JOB
Once the pictures are set aside, transcribe the remaining data exactly.

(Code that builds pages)

- - - - - - -

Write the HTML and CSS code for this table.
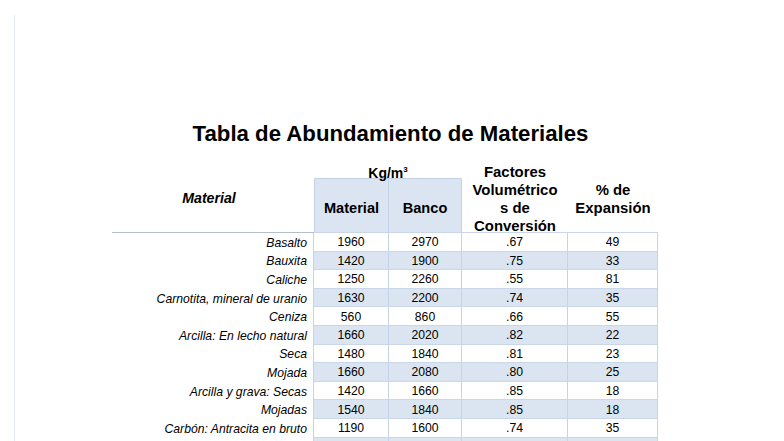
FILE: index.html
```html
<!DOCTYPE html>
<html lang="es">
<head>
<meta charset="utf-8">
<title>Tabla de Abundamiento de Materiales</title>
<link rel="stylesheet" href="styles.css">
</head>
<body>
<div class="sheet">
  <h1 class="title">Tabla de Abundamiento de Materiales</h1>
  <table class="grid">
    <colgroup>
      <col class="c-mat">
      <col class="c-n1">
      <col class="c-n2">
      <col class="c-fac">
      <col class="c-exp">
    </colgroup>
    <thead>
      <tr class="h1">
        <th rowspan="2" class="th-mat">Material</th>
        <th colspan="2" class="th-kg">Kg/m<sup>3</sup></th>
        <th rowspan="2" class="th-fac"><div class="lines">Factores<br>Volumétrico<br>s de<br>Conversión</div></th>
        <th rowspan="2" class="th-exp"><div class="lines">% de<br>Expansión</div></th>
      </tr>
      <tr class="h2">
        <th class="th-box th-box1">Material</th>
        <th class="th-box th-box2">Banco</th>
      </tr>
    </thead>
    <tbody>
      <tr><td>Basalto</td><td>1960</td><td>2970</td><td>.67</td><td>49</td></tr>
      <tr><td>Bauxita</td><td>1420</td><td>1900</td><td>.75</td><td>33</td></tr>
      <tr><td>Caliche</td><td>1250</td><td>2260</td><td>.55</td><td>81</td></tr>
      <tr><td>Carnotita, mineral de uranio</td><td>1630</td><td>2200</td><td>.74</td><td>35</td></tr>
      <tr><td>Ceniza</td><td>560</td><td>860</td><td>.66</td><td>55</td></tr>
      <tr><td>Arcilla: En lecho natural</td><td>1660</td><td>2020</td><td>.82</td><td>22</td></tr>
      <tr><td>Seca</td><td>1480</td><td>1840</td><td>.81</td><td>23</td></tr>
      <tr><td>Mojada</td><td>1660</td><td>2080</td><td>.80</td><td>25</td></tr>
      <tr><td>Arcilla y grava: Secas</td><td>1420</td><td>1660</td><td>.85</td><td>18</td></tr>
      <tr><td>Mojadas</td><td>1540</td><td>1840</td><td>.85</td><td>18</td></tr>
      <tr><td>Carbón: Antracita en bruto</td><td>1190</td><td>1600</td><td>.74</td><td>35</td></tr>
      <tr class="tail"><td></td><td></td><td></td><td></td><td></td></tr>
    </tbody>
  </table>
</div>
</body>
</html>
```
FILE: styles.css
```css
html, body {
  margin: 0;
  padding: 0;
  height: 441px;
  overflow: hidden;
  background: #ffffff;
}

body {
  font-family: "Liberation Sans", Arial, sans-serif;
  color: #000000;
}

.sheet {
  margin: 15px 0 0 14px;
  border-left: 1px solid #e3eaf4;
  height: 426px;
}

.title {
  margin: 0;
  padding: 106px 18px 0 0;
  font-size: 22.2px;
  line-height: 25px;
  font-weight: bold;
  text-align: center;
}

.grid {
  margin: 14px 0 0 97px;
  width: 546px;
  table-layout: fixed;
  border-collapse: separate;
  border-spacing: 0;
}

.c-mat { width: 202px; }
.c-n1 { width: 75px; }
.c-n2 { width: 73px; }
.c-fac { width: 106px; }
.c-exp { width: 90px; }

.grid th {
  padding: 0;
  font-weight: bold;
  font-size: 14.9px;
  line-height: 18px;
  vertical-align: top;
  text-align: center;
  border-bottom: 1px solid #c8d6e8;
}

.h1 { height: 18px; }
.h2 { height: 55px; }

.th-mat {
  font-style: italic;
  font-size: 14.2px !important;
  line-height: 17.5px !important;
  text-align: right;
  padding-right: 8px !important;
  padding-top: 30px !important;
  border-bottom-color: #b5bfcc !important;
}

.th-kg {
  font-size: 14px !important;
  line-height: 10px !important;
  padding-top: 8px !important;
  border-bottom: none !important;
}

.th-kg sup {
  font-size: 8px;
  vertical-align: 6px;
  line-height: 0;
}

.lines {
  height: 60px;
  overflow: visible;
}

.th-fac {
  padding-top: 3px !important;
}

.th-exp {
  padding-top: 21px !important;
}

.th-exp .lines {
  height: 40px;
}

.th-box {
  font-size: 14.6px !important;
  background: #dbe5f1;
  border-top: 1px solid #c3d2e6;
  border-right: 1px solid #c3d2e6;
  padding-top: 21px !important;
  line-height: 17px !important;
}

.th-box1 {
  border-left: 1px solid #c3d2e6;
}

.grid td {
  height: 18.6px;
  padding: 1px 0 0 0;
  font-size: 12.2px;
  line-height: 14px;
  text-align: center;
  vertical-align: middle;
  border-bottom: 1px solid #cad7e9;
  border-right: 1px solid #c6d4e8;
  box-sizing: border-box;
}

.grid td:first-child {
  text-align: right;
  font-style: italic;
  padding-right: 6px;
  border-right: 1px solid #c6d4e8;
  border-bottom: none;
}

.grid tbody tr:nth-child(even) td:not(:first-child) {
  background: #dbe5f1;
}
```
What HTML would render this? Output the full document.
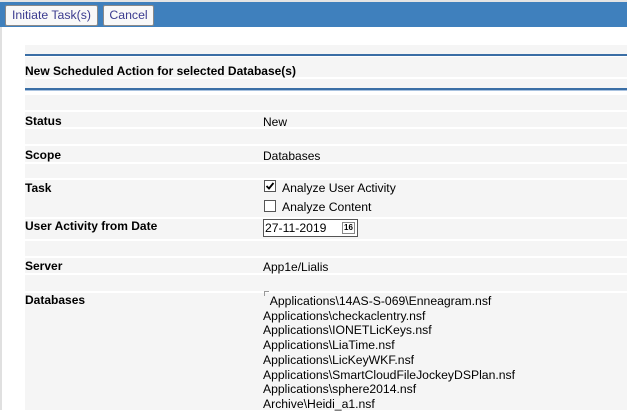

- - - - - - -

SOLUTION BELOW
Write the HTML and CSS code for this table.
FILE: index.html
```html
<!DOCTYPE html>
<html lang="es">
<head>
<meta charset="utf-8">
<title>Tabla de Abundamiento de Materiales</title>
<link rel="stylesheet" href="styles.css">
</head>
<body>
<div class="sheet">
  <h1 class="title">Tabla de Abundamiento de Materiales</h1>
  <table class="grid">
    <colgroup>
      <col class="c-mat">
      <col class="c-n1">
      <col class="c-n2">
      <col class="c-fac">
      <col class="c-exp">
    </colgroup>
    <thead>
      <tr class="h1">
        <th rowspan="2" class="th-mat">Material</th>
        <th colspan="2" class="th-kg">Kg/m<sup>3</sup></th>
        <th rowspan="2" class="th-fac"><div class="lines">Factores<br>Volumétrico<br>s de<br>Conversión</div></th>
        <th rowspan="2" class="th-exp"><div class="lines">% de<br>Expansión</div></th>
      </tr>
      <tr class="h2">
        <th class="th-box th-box1">Material</th>
        <th class="th-box th-box2">Banco</th>
      </tr>
    </thead>
    <tbody>
      <tr><td>Basalto</td><td>1960</td><td>2970</td><td>.67</td><td>49</td></tr>
      <tr><td>Bauxita</td><td>1420</td><td>1900</td><td>.75</td><td>33</td></tr>
      <tr><td>Caliche</td><td>1250</td><td>2260</td><td>.55</td><td>81</td></tr>
      <tr><td>Carnotita, mineral de uranio</td><td>1630</td><td>2200</td><td>.74</td><td>35</td></tr>
      <tr><td>Ceniza</td><td>560</td><td>860</td><td>.66</td><td>55</td></tr>
      <tr><td>Arcilla: En lecho natural</td><td>1660</td><td>2020</td><td>.82</td><td>22</td></tr>
      <tr><td>Seca</td><td>1480</td><td>1840</td><td>.81</td><td>23</td></tr>
      <tr><td>Mojada</td><td>1660</td><td>2080</td><td>.80</td><td>25</td></tr>
      <tr><td>Arcilla y grava: Secas</td><td>1420</td><td>1660</td><td>.85</td><td>18</td></tr>
      <tr><td>Mojadas</td><td>1540</td><td>1840</td><td>.85</td><td>18</td></tr>
      <tr><td>Carbón: Antracita en bruto</td><td>1190</td><td>1600</td><td>.74</td><td>35</td></tr>
      <tr class="tail"><td></td><td></td><td></td><td></td><td></td></tr>
    </tbody>
  </table>
</div>
</body>
</html>
```
FILE: styles.css
```css
html, body {
  margin: 0;
  padding: 0;
  height: 441px;
  overflow: hidden;
  background: #ffffff;
}

body {
  font-family: "Liberation Sans", Arial, sans-serif;
  color: #000000;
}

.sheet {
  margin: 15px 0 0 14px;
  border-left: 1px solid #e3eaf4;
  height: 426px;
}

.title {
  margin: 0;
  padding: 106px 18px 0 0;
  font-size: 22.2px;
  line-height: 25px;
  font-weight: bold;
  text-align: center;
}

.grid {
  margin: 14px 0 0 97px;
  width: 546px;
  table-layout: fixed;
  border-collapse: separate;
  border-spacing: 0;
}

.c-mat { width: 202px; }
.c-n1 { width: 75px; }
.c-n2 { width: 73px; }
.c-fac { width: 106px; }
.c-exp { width: 90px; }

.grid th {
  padding: 0;
  font-weight: bold;
  font-size: 14.9px;
  line-height: 18px;
  vertical-align: top;
  text-align: center;
  border-bottom: 1px solid #c8d6e8;
}

.h1 { height: 18px; }
.h2 { height: 55px; }

.th-mat {
  font-style: italic;
  font-size: 14.2px !important;
  line-height: 17.5px !important;
  text-align: right;
  padding-right: 8px !important;
  padding-top: 30px !important;
  border-bottom-color: #b5bfcc !important;
}

.th-kg {
  font-size: 14px !important;
  line-height: 10px !important;
  padding-top: 8px !important;
  border-bottom: none !important;
}

.th-kg sup {
  font-size: 8px;
  vertical-align: 6px;
  line-height: 0;
}

.lines {
  height: 60px;
  overflow: visible;
}

.th-fac {
  padding-top: 3px !important;
}

.th-exp {
  padding-top: 21px !important;
}

.th-exp .lines {
  height: 40px;
}

.th-box {
  font-size: 14.6px !important;
  background: #dbe5f1;
  border-top: 1px solid #c3d2e6;
  border-right: 1px solid #c3d2e6;
  padding-top: 21px !important;
  line-height: 17px !important;
}

.th-box1 {
  border-left: 1px solid #c3d2e6;
}

.grid td {
  height: 18.6px;
  padding: 1px 0 0 0;
  font-size: 12.2px;
  line-height: 14px;
  text-align: center;
  vertical-align: middle;
  border-bottom: 1px solid #cad7e9;
  border-right: 1px solid #c6d4e8;
  box-sizing: border-box;
}

.grid td:first-child {
  text-align: right;
  font-style: italic;
  padding-right: 6px;
  border-right: 1px solid #c6d4e8;
  border-bottom: none;
}

.grid tbody tr:nth-child(even) td:not(:first-child) {
  background: #dbe5f1;
}
```
What HTML would render this? Output the full document.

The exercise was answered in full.